Transportation and logistics costs can also be proportionally higher for small businesses than for larger competitors. Shipping companies often offer volume discounts to large customers, meaning that small businesses may pay higher per-unit shipping costs for the same routes and services. Additionally, small businesses may lack the expertise to optimize their logistics operations, choose the most cost-effective shipping methods, or negotiate favorable terms with logistics providers. These higher logistics costs can erode the cost advantages that free trade agreements provide through tariff reductions, making it difficult for small businesses to compete effectively on price in international markets.

Cultural and Market Adaptation Requirements

Successfully entering and competing in international markets requires small businesses to understand and adapt to different cultural contexts, consumer preferences, and business practices. What works in one market may not work in another due to differences in cultural values, aesthetic preferences, communication styles, or purchasing behaviors. Small businesses that fail to recognize and adapt to these differences risk developing products or marketing approaches that fail to resonate with local customers, resulting in poor sales performance and wasted resources.

Cultural adaptation extends beyond product design and marketing to encompass business relationships and negotiation styles. Different cultures have different expectations regarding business relationships, communication directness, negotiation processes, and contractual arrangements. Small business owners who are unfamiliar with these cultural differences may inadvertently offend potential partners or customers, misinterpret communications, or agree to terms that are disadvantageous because they misunderstood cultural context. Building cultural competency requires time, effort, and often direct experience in target markets—resources that small businesses may struggle to allocate while managing their core operations.

Language barriers represent another significant challenge for small businesses operating internationally. While English is widely used in international business, many markets require communication in local languages for effective marketing, customer service, and business relationship building. Small businesses may need to invest in translation services, hire multilingual staff, or partner with local representatives who can bridge language gaps. These investments add to the costs and complexity of international operations and can be particularly challenging for very small businesses with limited resources and staff.
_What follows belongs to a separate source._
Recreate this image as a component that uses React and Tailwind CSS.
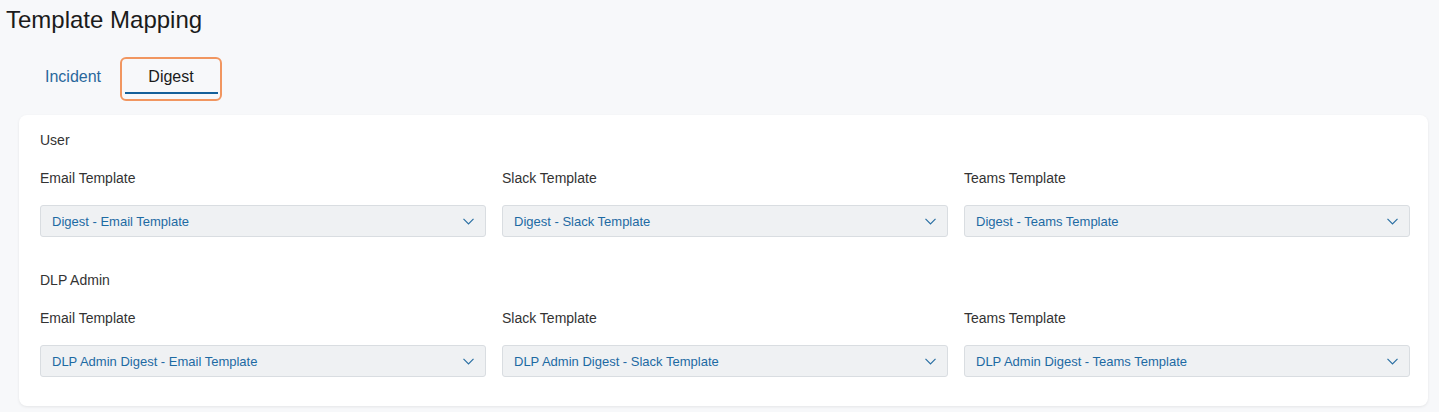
import React, { useState } from "react";

const SECTIONS = [
  {
    title: "User",
    fields: [
      { label: "Email Template", value: "Digest - Email Template" },
      { label: "Slack Template", value: "Digest - Slack Template" },
      { label: "Teams Template", value: "Digest - Teams Template" },
    ],
  },
  {
    title: "DLP Admin",
    fields: [
      { label: "Email Template", value: "DLP Admin Digest - Email Template" },
      { label: "Slack Template", value: "DLP Admin Digest - Slack Template" },
      { label: "Teams Template", value: "DLP Admin Digest - Teams Template" },
    ],
  },
];

function Chevron() {
  return (
    <svg width="11" height="7" viewBox="0 0 11 7" fill="none">
      <path d="M0.5 0.8 L5.5 5.8 L10.5 0.8" stroke="#2a6fa3" strokeWidth="1.2" />
    </svg>
  );
}

function SelectBox({ label, value }) {
  return (
    <div className="flex flex-col">
      <label className="text-[14px] text-[#333] leading-[18px]">{label}</label>
      <div className="mt-[18px] h-[32px] flex items-center justify-between pl-[11px] pr-[11px] bg-[#eff1f3] border border-[#d9dde1] rounded-[3px] cursor-pointer">
        <span className="text-[13px] text-[#1d6aa3] pt-[2px]">{value}</span>
        <Chevron />
      </div>
    </div>
  );
}

export default function App() {
  const [tab, setTab] = useState("digest");

  return (
    <div className="min-h-screen bg-[#f7f8fa] pb-[5px]" style={{ fontFamily: "'Liberation Sans', Arial, sans-serif" }}>
      <h1 className="pl-[6px] pt-[6px] text-[24px] leading-[28px] text-[#1b1b1b]">Template Mapping</h1>

      {/* Tabs */}
      <div className="flex items-start pl-[26px] mt-[23px] h-[44px]">
        <button
          onClick={() => setTab("incident")}
          className="px-[19px] pt-[11px] text-[16px] leading-[18px] text-[#29679c]">
          Incident
        </button>
        <button
          onClick={() => setTab("digest")}
          className="w-[102px] h-[44px] rounded-[6px] border-2 border-[#f19660] flex flex-col items-center justify-start pt-[9px]">
          <span className="text-[16px] text-[#1b1b1b] leading-[18px]">Digest</span>
          <span className="mt-[6px] w-[93px] h-[2px] bg-[#14609a]" />
        </button>
      </div>

      {/* Card */}
      <div className="mt-[14px] ml-[19px] mr-[11px] bg-white rounded-[8px] shadow-[0_1px_3px_rgba(0,0,0,0.08)] pl-[21px] pr-[18px] pt-[16px] pb-[29px]">
        {SECTIONS.map((s, i) => (
          <div key={s.title} className={i > 0 ? "mt-[34px]" : ""}>
            <div className="text-[14px] text-[#333] leading-[18px]">{s.title}</div>
            <div className="grid grid-cols-3 gap-[16px] mt-[20px]">
              {s.fields.map(f => (
                <SelectBox key={f.label} label={f.label} value={f.value} />
              ))}
            </div>
          </div>
        ))}
      </div>
    </div>
  );
}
Financial and Currency Risks

International trade exposes small businesses to financial risks that are not present in purely domestic operations, particularly currency exchange rate fluctuations. When a small business sells products in foreign currencies or purchases inputs from international suppliers, changes in exchange rates can significantly impact profitability. A small business that agrees to sell products at a fixed price in a foreign currency may find that currency movements erode or eliminate its profit margin by the time payment is received and converted back to its home currency. Similarly, a business that depends on imported inputs may face unexpected cost increases if the currencies of supplier countries strengthen relative to its home currency.

While large corporations typically have sophisticated treasury operations and use financial instruments such as forward contracts and options to hedge currency risks, these tools may be unavailable, too expensive, or too complex for small businesses to use effectively. Many small businesses therefore bear currency risk directly, which can introduce significant volatility into their financial performance and make planning and budgeting more difficult. In extreme cases, adverse currency movements can turn profitable transactions into losses, threatening the viability of international operations.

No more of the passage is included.